__WRITTEN PROBLEM__: Identify and pull out each line of the entries in which "this" occurs.

Records from a collection
:::::

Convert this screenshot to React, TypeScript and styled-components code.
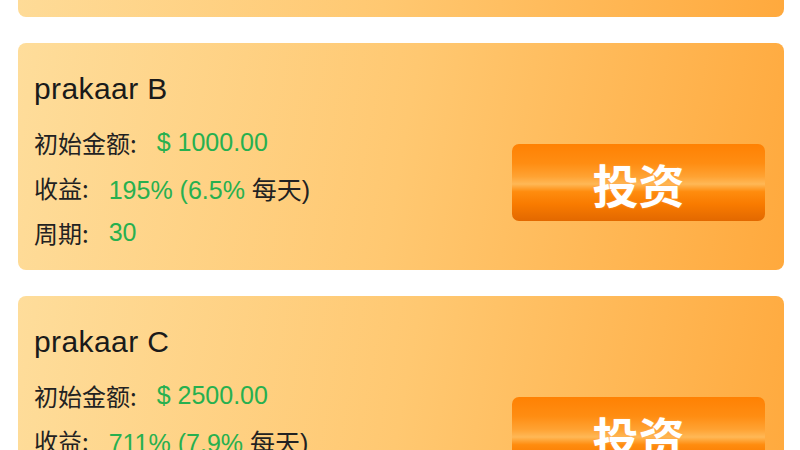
import React from "react";
import styled, {createGlobalStyle} from "styled-components";

const GlobalStyle = createGlobalStyle`
	html, body {
		margin: 0;
		padding: 0;
		background: #ffffff;
		overflow: hidden;
	}
	body {
		font-family: "Liberation Sans", Arial, "Noto Sans CJK SC", sans-serif;
		color: #1f1f1f;
	}
`;

interface IPlan {
	name: string;
	amount: string;
	rate: string;
	daily: string;
	period: string;
}

const plans: IPlan[] = [
	{name: "prakaar A", amount: "$ 500.00", rate: "120%", daily: "6.0%", period: "20"},
	{name: "prakaar B", amount: "$ 1000.00", rate: "195%", daily: "6.5%", period: "30"},
	{name: "prakaar C", amount: "$ 2500.00", rate: "711%", daily: "7.9%", period: "90"},
];

// the page is scrolled: the first card sits mostly above the window
const PlanList = styled.div`
	display: flex;
	flex-direction: column;
	gap: 26px;
	margin-top: -210px;
	padding: 0 16px 0 18px;
`;

const Card = styled.div`
	border-radius: 8px;
	padding: 28px 19px 15px 16px;
	background: linear-gradient(100deg, #fedd9b 0%, #ffc871 50%, #ffa93d 100%);
`;

const Title = styled.h3`
	margin: 0 0 13px;
	font-size: 30px;
	font-weight: 400;
	letter-spacing: 0.4px;
	line-height: 36px;
	color: #1a1a1a;
`;

const Body = styled.div`
	display: flex;
	align-items: center;
	justify-content: space-between;
`;

const Info = styled.div`
	display: flex;
	flex-direction: column;
`;

const Row = styled.div`
	display: flex;
	align-items: center;
	gap: 20px;
	height: 45px;
	font-size: 25px;
`;

const Label = styled.span`
	color: #222;
	font-family: "Noto Sans CJK SC", sans-serif;
	font-size: 24px;
`;

const Value = styled.span`
	color: #27b04f;
`;

const Plain = styled.span`
	color: #222;
	font-family: "Liberation Sans", "Noto Sans CJK SC", sans-serif;
`;

const InvestButton = styled.button`
	width: 253px;
	height: 77px;
	margin-bottom: 10px;
	border: none;
	border-radius: 7px;
	cursor: pointer;
	color: #ffffff;
	font-family: "Noto Sans CJK SC", sans-serif;
	font-size: 46px;
	font-weight: 700;
	text-shadow: 0 0 2px rgba(255, 170, 80, 0.9);
	background: linear-gradient(
		to bottom,
		#ff8103 0%,
		#ff8d12 25%,
		#ffa232 42%,
		#ffb856 52%,
		#ff8c0e 62%,
		#f97b00 78%,
		#e26800 100%
	);
`;

const PlanCard = ({plan}: {plan: IPlan}) => (
	<Card>
		<Title>{plan.name}</Title>
		<Body>
			<Info>
				<Row>
					<Label>初始金额:</Label>
					<Value>{plan.amount}</Value>
				</Row>
				<Row>
					<Label>收益:</Label>
					<span>
						<Value>
							{plan.rate} ({plan.daily}
						</Value>{" "}
						<Plain>每天)</Plain>
					</span>
				</Row>
				<Row>
					<Label>周期:</Label>
					<Value>{plan.period}</Value>
				</Row>
			</Info>
			<InvestButton>投资</InvestButton>
		</Body>
	</Card>
);

export default function App() {
	return (
		<>
			<GlobalStyle />
			<PlanList>
				{plans.map((plan) => (
					<PlanCard key={plan.name} plan={plan} />
				))}
			</PlanList>
		</>
	);
}
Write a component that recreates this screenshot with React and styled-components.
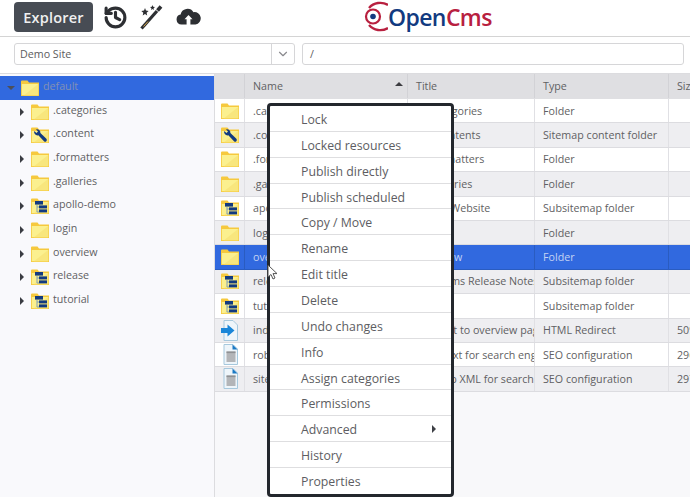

:::::

__CORRECT ANSWER__:
Convert this screenshot to React, TypeScript and styled-components code.
Write a component that recreates this screenshot with React and styled-components.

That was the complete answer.